Objective: State the number of lines in these records holding "this". Say nothing more.
— Start —
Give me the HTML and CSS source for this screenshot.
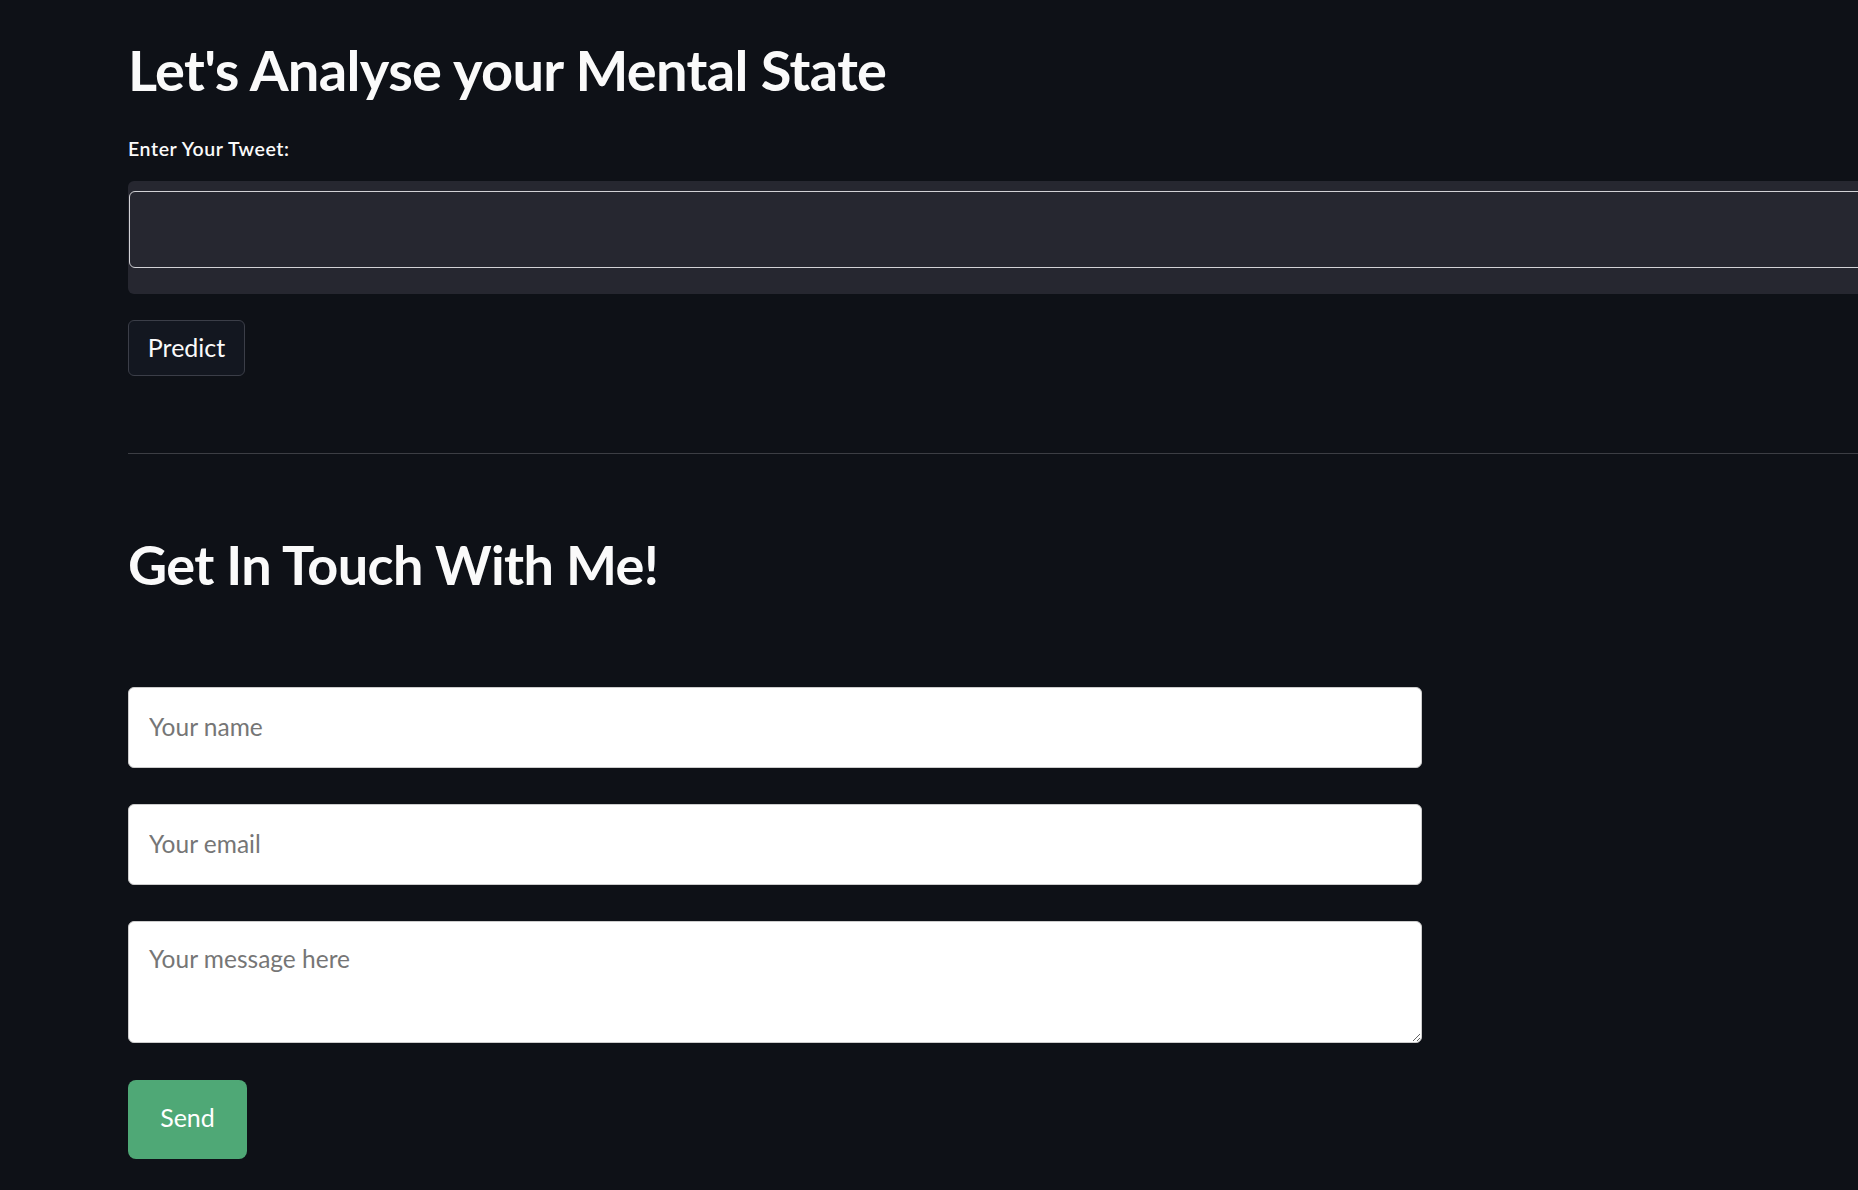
FILE: index.html
```html
<!DOCTYPE html>
<html lang="en">
<head>
<meta charset="utf-8">
<title>Mental State Analyser</title>
<link rel="stylesheet" href="styles.css">
</head>
<body>
<main class="main">
  <h1 class="title">Let's Analyse your Mental State</h1>
  <label class="field-label" for="tweet">Enter Your Tweet:</label>
  <div class="tweet-box">
    <textarea id="tweet" class="tweet-input"></textarea>
  </div>
  <button class="predict-btn" type="button">Predict</button>
  <hr class="divider">
  <h2 class="subtitle">Get In Touch With Me!</h2>
  <form class="contact-form">
    <input class="contact-input" type="text" placeholder="Your name">
    <input class="contact-input" type="email" placeholder="Your email">
    <textarea class="contact-message" placeholder="Your message here"></textarea>
    <button class="send-btn" type="button">Send</button>
  </form>
</main>
</body>
</html>
```

FILE: styles.css
```css
html, body {
  margin: 0;
  padding: 0;
  background: #0e1117;
  overflow: hidden;
}

body {
  font-family: Lato, "Noto Sans", sans-serif;
  color: #fafafa;
}

.main {
  width: 1900px;
  padding: 36px 0 0 128px;
  display: flex;
  flex-direction: column;
  align-items: flex-start;
}

.title {
  margin: 0;
  font-size: 56px;
  line-height: 67px;
  font-weight: 700;
  letter-spacing: -0.65px;
}

.field-label {
  margin-top: 34px;
  font-size: 19.5px;
  line-height: 24px;
  font-weight: 600;
  letter-spacing: 0.6px;
}

.tweet-box {
  margin-top: 20px;
  width: 100%;
  box-sizing: border-box;
  background: #262730;
  border-radius: 6px;
  padding: 10px 0 26px 1px;
}

.tweet-input {
  display: block;
  width: 100%;
  box-sizing: border-box;
  height: 77px;
  background: #262730;
  border: 1px solid #d2d2d6;
  border-radius: 6px;
  resize: none;
  outline: none;
}

.predict-btn {
  margin-top: 26px;
  width: 117px;
  height: 56px;
  background: #131720;
  border: 1px solid #3b3e48;
  border-radius: 6px;
  color: #fafafa;
  font-family: Lato, "Noto Sans", sans-serif;
  font-size: 25px;
  padding: 0 0 3px 0;
}

.divider {
  margin: 77px 0 0 0;
  width: 100%;
  border: none;
  height: 1px;
  background: #3c3e44;
}

.subtitle {
  margin: 78px 0 0 0;
  font-size: 54px;
  line-height: 65px;
  font-weight: 700;
  letter-spacing: -0.6px;
}

.contact-form {
  margin-top: 90px;
  width: 1294px;
  display: flex;
  flex-direction: column;
  align-items: flex-start;
  gap: 36px;
}

.contact-input,
.contact-message {
  width: 100%;
  box-sizing: border-box;
  background: #ffffff;
  border: 1px solid #cccccc;
  border-radius: 6px;
  padding: 0 20px;
  font-family: Lato, "Noto Sans", sans-serif;
  font-size: 24.5px;
  color: #333;
  outline: none;
}

.contact-input {
  height: 81px;
  padding-bottom: 2px;
}

.contact-message {
  height: 122px;
  padding-top: 22px;
  resize: vertical;
}

.contact-input::placeholder,
.contact-message::placeholder {
  color: #767676;
}

.send-btn {
  margin-top: 1px;
  width: 119px;
  height: 79px;
  background: #4fa876;
  border: none;
  border-radius: 8px;
  color: #ffffff;
  font-family: Lato, "Noto Sans", sans-serif;
  font-size: 25px;
  padding: 0 0 5px 0;
}
```
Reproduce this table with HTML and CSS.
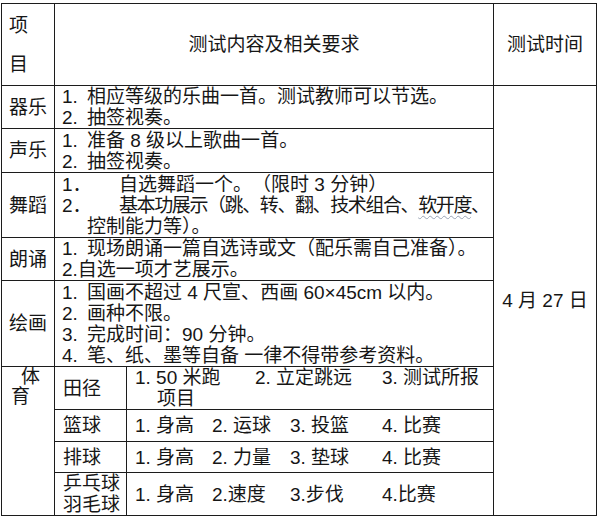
— End —
Answer: 2